MARLINSPIKE fire up and immediately my psych-rock bullshit radar is on high alert again; the first few minutes play out like generic space-rock jamming that hasn't been novel for forty years. But soon enough this bleeds into song forms, and we get a tune that sounds like a Celtic air channelled through Aussie blues-rock of the '70s. Like Led Zep's folky excursions, but steeped in dank lager. A large part of their appeal is the drums, which are delivered with a clipped accuracy worthy of a marching band (the drummer, in turn, looks incongruously well-groomed). The bass is punctual and plucky too. So, these things pin all the guitar swirl to a taut rhythm section, stretched over jagged edges. And despite their nods to the psych-rock canon, they're not married to it: songs just as readily spiral into passages recalling recent Radiohead, or the melodic post-punk of Television.
And they lob the shuttlecock to the band of the hour, that is, EM BURROWS AND THE BEARDED RAINBOW. The group's releasing an EP tonight, which is called Solitary Sounds although their aesthetic is actually all about big, layered, team-effort arrangements.
And what a sturdy team. Assured bass and effortless drums with a soul music kinda touch; juicy rotary organ, precise chiming guitar, crisp backing vocals and percussion. Of course, Em Burrows sits at the sonic centre: her confident vocal projections and emphatic piano drive these tightly-spun songs forward.
And they are unmistakably songs, not soundscapes or sketches or anything else. Each has a distinct self-contained identity, an instantly memorable hook, clear lyrics.
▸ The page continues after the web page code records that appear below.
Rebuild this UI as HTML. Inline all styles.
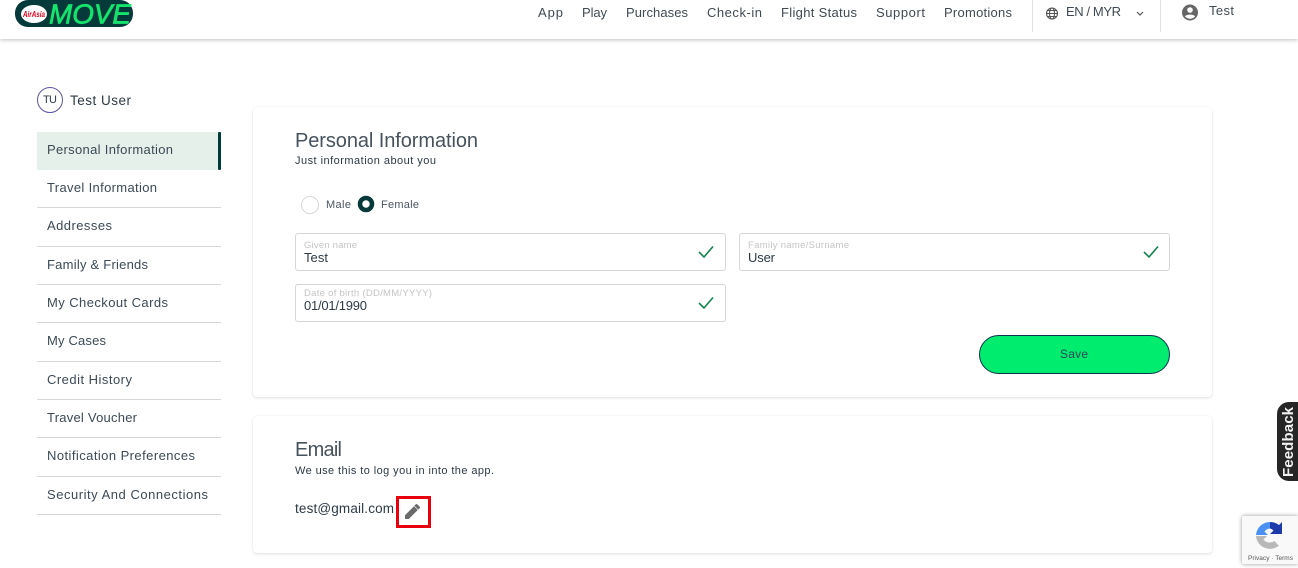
<!DOCTYPE html>
<html><head><meta charset="utf-8"><style>
html,body{margin:0;padding:0;width:1298px;height:568px;overflow:hidden;background:#fff}
.a{position:absolute;box-sizing:border-box}
.card{left:253px;width:959px;background:#fff;border-radius:4px;box-shadow:0 1px 3px rgba(0,0,0,.12),0 0 1px rgba(0,0,0,.06)}
.in{border:1px solid #d6d6d9;border-radius:3px;background:#fff}
svg text{font-family:"Liberation Sans",sans-serif}
</style></head><body>
<div class="a" style="left:0;top:0;width:1298px;height:39px;background:#fff;box-shadow:0 1px 4px rgba(0,0,0,.25)"></div>
<div class="a card" style="top:107px;height:290px"></div>
<div class="a card" style="top:416px;height:137px"></div>
<div class="a" style="left:37px;top:132px;width:184px;height:38px;background:#e6f0eb"></div>
<div class="a" style="left:218px;top:132px;width:3px;height:38px;background:#003b3c;border-radius:1px"></div>
<div class="a in" style="left:295px;top:233px;width:431px;height:38px"></div>
<div class="a in" style="left:739px;top:233px;width:431px;height:38px"></div>
<div class="a in" style="left:295px;top:284px;width:431px;height:38px"></div>
<div class="a" style="left:979px;top:335px;width:191px;height:39px;background:#00ec6e;border:1px solid #0e3350;border-radius:20px"></div>
<div class="a" style="left:396px;top:496px;width:35px;height:32px;border:3px solid #e8000d"></div>
<div class="a" style="left:1277px;top:402px;width:21px;height:79px;background:#262626;border-radius:12px 0 0 12px"></div>
<div class="a" style="left:1242px;top:516px;width:56px;height:48px;background:#f9f9f9;border-radius:2px 0 0 2px;box-shadow:0 0 4px rgba(0,0,0,.4)"></div>
<svg class="a" style="left:0;top:0" width="1298" height="568" viewBox="0 0 1298 568">
<!-- logo -->
<rect x="15" y="0" width="118" height="27" rx="13" fill="#06393a"/>
<ellipse cx="34" cy="14" rx="13" ry="9" fill="#fff"/>
<text x="23" y="17" textLength="22" lengthAdjust="spacingAndGlyphs" font-size="8.500" font-weight="700" font-style="italic" fill="#e2001a">AirAsia</text>
<text x="49" y="23.500" textLength="82" lengthAdjust="spacingAndGlyphs" font-size="28" font-style="italic" fill="#14e36c" stroke="#14e36c" stroke-width=".7">MOVE</text>
<!-- nav -->
<g font-size="13" fill="#3f4a52">
<text x="538" y="17" textLength="25">App</text>
<text x="582" y="17" textLength="25">Play</text>
<text x="626" y="17" textLength="62">Purchases</text>
<text x="707" y="17" textLength="55">Check-in</text>
<text x="781" y="17" textLength="76">Flight Status</text>
<text x="876" y="17" textLength="49">Support</text>
<text x="944" y="17" textLength="68">Promotions</text>
<text x="1066" y="16" textLength="55">EN / MYR</text>
<text x="1209" y="15" textLength="25">Test</text>
</g>
<path d="M1032.500 0V32M1160.500 0V32" stroke="#e2e2e2"/>
<g fill="none" stroke="#555" stroke-width="1.100"><circle cx="1052" cy="13.500" r="5.500"/><ellipse cx="1052" cy="13.500" rx="2.500" ry="5.500"/><path d="M1046.500 13.500h11M1047.500 10.500h9M1047.500 16.500h9"/></g>
<path d="M1137 12l3 3 3-3" fill="none" stroke="#555" stroke-width="1.200"/>
<circle cx="1190" cy="12.500" r="8" fill="#666"/><circle cx="1190" cy="10" r="2.800" fill="#fff"/><path d="M1185 16.500c1-2.500 9-2.500 10 0-1.300 1.500-3 2.200-5 2.200s-3.700-.7-5-2.200z" fill="#fff"/>
<!-- user -->
<circle cx="50" cy="100" r="12.500" fill="#fff" stroke="#5a55a8" stroke-width="1"/>
<text x="43" y="103" textLength="14" font-size="11" fill="#2c3a44">TU</text>
<text x="70" y="105" textLength="61" font-size="13.500" fill="#2c3a44">Test User</text>
<!-- sidebar -->
<g font-size="13" fill="#3b4a54">
<text x="47" y="154" textLength="126">Personal Information</text>
<text x="47" y="192" textLength="110">Travel Information</text>
<text x="47" y="230" textLength="65">Addresses</text>
<text x="47" y="269" textLength="101">Family &amp; Friends</text>
<text x="47" y="307" textLength="121">My Checkout Cards</text>
<text x="47" y="345" textLength="59">My Cases</text>
<text x="47" y="384" textLength="85">Credit History</text>
<text x="47" y="422" textLength="90">Travel Voucher</text>
<text x="47" y="460" textLength="148">Notification Preferences</text>
<text x="47" y="499" textLength="161">Security And Connections</text>
</g>
<path d="M37 207.500h184M37 246.500h184M37 284.500h184M37 322.500h184M37 361.500h184M37 399.500h184M37 437.500h184M37 476.500h184M37 514.500h184" stroke="#d8d8d8"/>
<!-- card 1 -->
<text x="295" y="147" textLength="183" font-size="20" fill="#46525c">Personal Information</text>
<text x="295" y="164" textLength="141" font-size="11" fill="#2c3a44">Just information about you</text>
<circle cx="310" cy="205" r="8.500" fill="#fff" stroke="#d8d8d8"/>
<circle cx="366" cy="204" r="6" fill="#fff" stroke="#06393a" stroke-width="4.500"/>
<text x="326" y="208" textLength="25" font-size="11" fill="#4a5560">Male</text>
<text x="381" y="208" textLength="38" font-size="11" fill="#4a5560">Female</text>
<g font-size="9.500" fill="#c4c4c4">
<text x="304" y="248" textLength="53">Given name</text>
<text x="748" y="248" textLength="101">Family name/Surname</text>
<text x="304" y="296" textLength="128">Date of birth (DD/MM/YYYY)</text>
</g>
<g font-size="13" fill="#2c3a44">
<text x="304" y="262" textLength="24">Test</text>
<text x="748" y="262" textLength="27">User</text>
<text x="304" y="310" textLength="63">01/01/1990</text>
</g>
<g fill="none" stroke="#12834f" stroke-width="1.600"><path d="M699 252l5 5 9-10.500M1144 252l5 5 9-10.500M699 303l5 5 9-10.500"/></g>
<text x="1060" y="358" textLength="28" font-size="12" fill="#24475a">Save</text>
<!-- card 2 -->
<text x="295" y="456" textLength="47" font-size="20" fill="#46525c">Email</text>
<text x="295" y="474" textLength="199" font-size="11" fill="#2c3a44">We use this to log you in into the app.</text>
<text x="295" y="513" textLength="99" font-size="13.500" fill="#2c3a44">test@gmail.com</text>
<path d="M405 515.200V519h3.800l9-9-3.800-3.800zM419.700 508.200c.4-.4.400-1 0-1.400l-2.500-2.500c-.4-.4-1-.4-1.400 0l-1.400 1.400 3.800 3.800z" fill="#6b6b6b"/>
<!-- feedback -->
<text transform="translate(1293 477) rotate(-90)" textLength="70" font-size="15" font-weight="700" fill="#f2f2f2">Feedback</text>
<!-- recaptcha -->
<path d="M1270 522c3.500 0 6.500 1 9 3l3-3v12h-12l3.500-3.500a8 8 0 0 0-3.500-2z" fill="#1c3aa9"/>
<path d="M1256 535a14 14 0 0 1 14-13v6.500a8 8 0 0 0-5.500 3l3.500 3.500z" fill="#4a90f5"/>
<path d="M1256 536h11l-3.500 3.500a8 8 0 0 0 11 1.500l3 3.500 1.500 1a14 14 0 0 1-23-9.500z" fill="#b8b8b8"/>
<text x="1248" y="560" textLength="45" font-size="6.500" fill="#555">Privacy · Terms</text>
</svg>
</body></html>
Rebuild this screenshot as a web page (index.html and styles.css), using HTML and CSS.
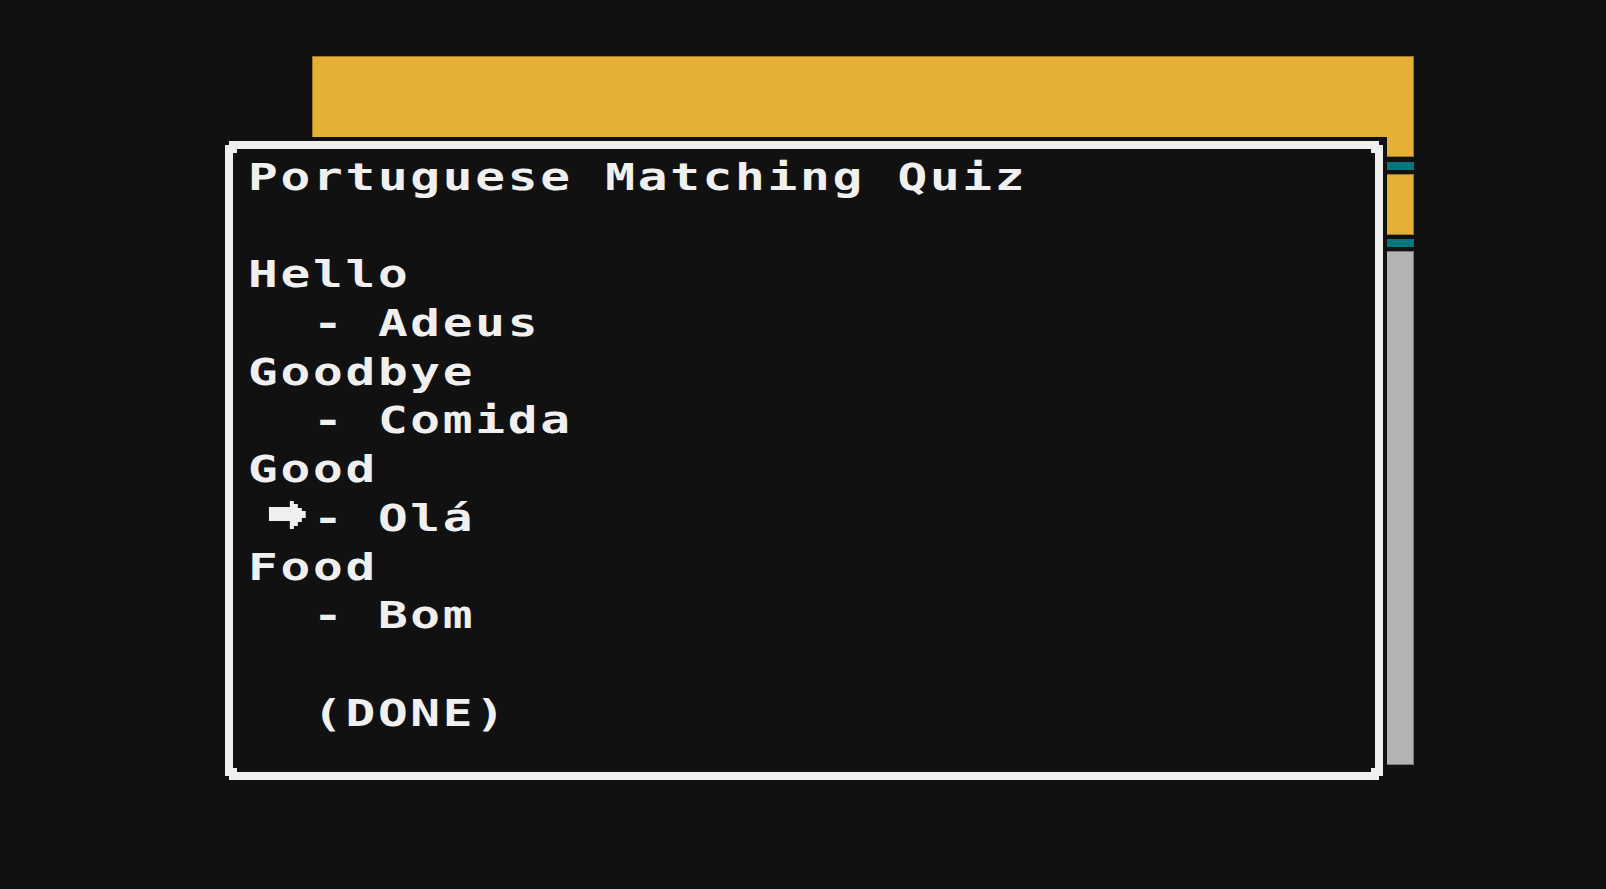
FILE: index.html
```html
<!DOCTYPE html>
<html lang="en">
<head>
  <meta charset="UTF-8">
  <meta name="viewport" content="width=device-width, initial-scale=1.0">
  <title>Portuguese Matching Quiz</title>
  <link rel="stylesheet" href="styles.css">
</head>
<body>
  <div class="stage">
    <!-- Window behind the dialog -->
    <div class="backdrop">
      <div class="band band-header"></div>
      <div class="band band-teal"></div>
      <div class="band band-yellow"></div>
      <div class="band band-teal"></div>
      <div class="band band-body"></div>
    </div>

    <!-- Quiz dialog -->
    <div class="dialog">
      <div class="frame">
        <div class="text">
          <div class="line">Portuguese Matching Quiz</div>
          <div class="line">&nbsp;</div>
          <div class="line">Hello</div>
          <div class="line">  - Adeus</div>
          <div class="line">Goodbye</div>
          <div class="line">  - Comida</div>
          <div class="line">Good</div>
          <div class="line selected"><svg class="cursor" width="37" height="28" viewBox="0 0 37 28"><path d="M0 6h21v14H0z M21 0h4v28h-4z M25 3h4v22h-4z M29 7h4v14h-4z M33 10h4v7h-4z" fill="#f0f0f0"/></svg>  - Olá</div>
          <div class="line">Food</div>
          <div class="line">  - Bom</div>
          <div class="line">&nbsp;</div>
          <div class="line">  (DONE)</div>
        </div>
      </div>
    </div>
  </div>
</body>
</html>
```

FILE: styles.css
```css
body {
  margin: 0;
  background: #111111;
  font-family: 'DejaVu Sans Mono', 'Liberation Mono', monospace;
}
.stage {
  position: relative;
  width: 1606px;
  height: 889px;
  padding: 56px 0 0 312px;
  box-sizing: border-box;
}

/* background window */
.backdrop {
  width: 1102px;
  height: 709px;
  display: flex;
  flex-direction: column;
}
.band {
  flex: none;
}
.band-header {
  height: 101px;
  background: #e6b034;
  box-shadow: inset 0 0 0 1px #9c7a24;
}
.band-teal {
  height: 8px;
  margin: 5px 0 4px;
  background: #00777c;
}
.band-yellow {
  height: 61px;
  background: #e6b034;
  box-shadow: inset 0 0 0 1px #9c7a24;
}
.band-yellow + .band-teal {
  margin-top: 4px;
}
.band-body {
  flex: 1;
  background: #b3b3b3;
  box-shadow: inset 0 0 0 1px #7a7a7a;
}

/* dialog over the window */
.dialog {
  position: absolute;
  left: 221px;
  top: 137px;
  padding: 4px;
  background: #111111;
}
.frame {
  width: 1158px;
  height: 639px;
  box-sizing: border-box;
  border: 8px solid #f0f0f0;
  padding: 4px 0 0 15px;
  background:
    linear-gradient(#f0f0f0, #f0f0f0) top left / 4px 4px no-repeat,
    linear-gradient(#f0f0f0, #f0f0f0) top right / 4px 4px no-repeat,
    linear-gradient(#f0f0f0, #f0f0f0) bottom left / 4px 4px no-repeat,
    linear-gradient(#f0f0f0, #f0f0f0) bottom right / 4px 4px no-repeat,
    #111111;
  clip-path: polygon(4px 0, calc(100% - 4px) 0, calc(100% - 4px) 4px, 100% 4px,
    100% calc(100% - 4px), calc(100% - 4px) calc(100% - 4px), calc(100% - 4px) 100%,
    4px 100%, 4px calc(100% - 4px), 0 calc(100% - 4px), 0 4px, 4px 4px);
  color: #f0f0f0;
}
/* blocky wide lettering: monospace stretched sideways */
.text {
  width: 800px;
  font-size: 38px;
  font-weight: bold;
  letter-spacing: 2.1px;
  line-height: 48.7px;
  transform: scaleX(1.3);
  transform-origin: left top;
}
.line {
  white-space: pre;
  height: 48.7px;
}
.selected {
  position: relative;
}
.cursor {
  position: absolute;
  left: 16px;
  top: 7px;
  transform: scaleX(0.77);
  transform-origin: left top;
}
```
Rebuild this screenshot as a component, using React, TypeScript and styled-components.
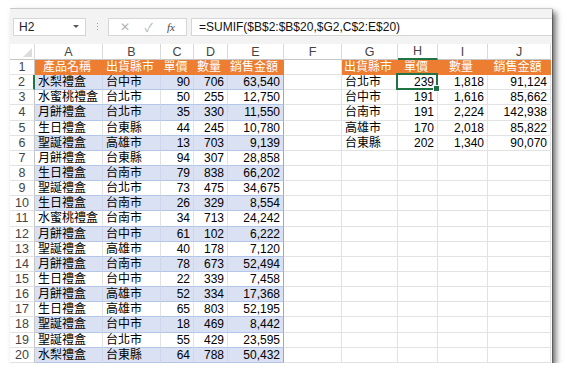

Each boasts a decisive mood and musical lineage. The sanguine, bouncy hemiola feel of 'Weights and Measures' recalls Jethro Tull or early Yes, while 'Solitary Sounds' and 'Dreamers,' tempt comparison to The Zombies and Jefferson Airplane. 'Timeline' is a big bluesy burner, and 'Paces' spreads Doors/Beatles undulations over a funky backbeat.
There's no point pretending this isn't throwback music - right down to their fanciful flower power band name, the Bearded Rainbow wear their influences on their velveteen sleeves. What separates them from any number of retro-rock caricature bands is (firstly) their thrilling adeptness, and (secondly, moreover) the earnest and adventurous quality of the songs. Each feels like a genuine reflection on a contemporary moment, even if it's rendered in a period style, and this honesty is complimented by the pre-ironic optimism of the sound. Lines like "woah-oh, nothing really changes, ah-ah, we're going through our paces" might sound banal in the hands of a lesser artist, but Em Burrows shoots them through with anthemic melody and lively resolve, so the message feels universal and timeless rather than trite. It's a skill epitomised by Fleetwood Mac, who could make axioms hit home with euphoric immediacy - and Em Burrows is on a similar tip, while also peppering her lyrics with psychedelic whimsy (tigers howling at the moon, bubbles in outer space, and so on). In the end, the central and gravitational appeal of Em Burrows and the Bearded Rainbow isn't that they sound a bit like A and B '60s band or use X and Y instrument sound. It's that they're clearly playing the music they absolutely, desperately love, and they're doing it with full commitment and gusto. In moments of such clarity, all my anxiety around the use of psych-rock tropes seems laughably irrelevant. And if such pure musical moments aren't a joy to be cherished, then I don't know what is.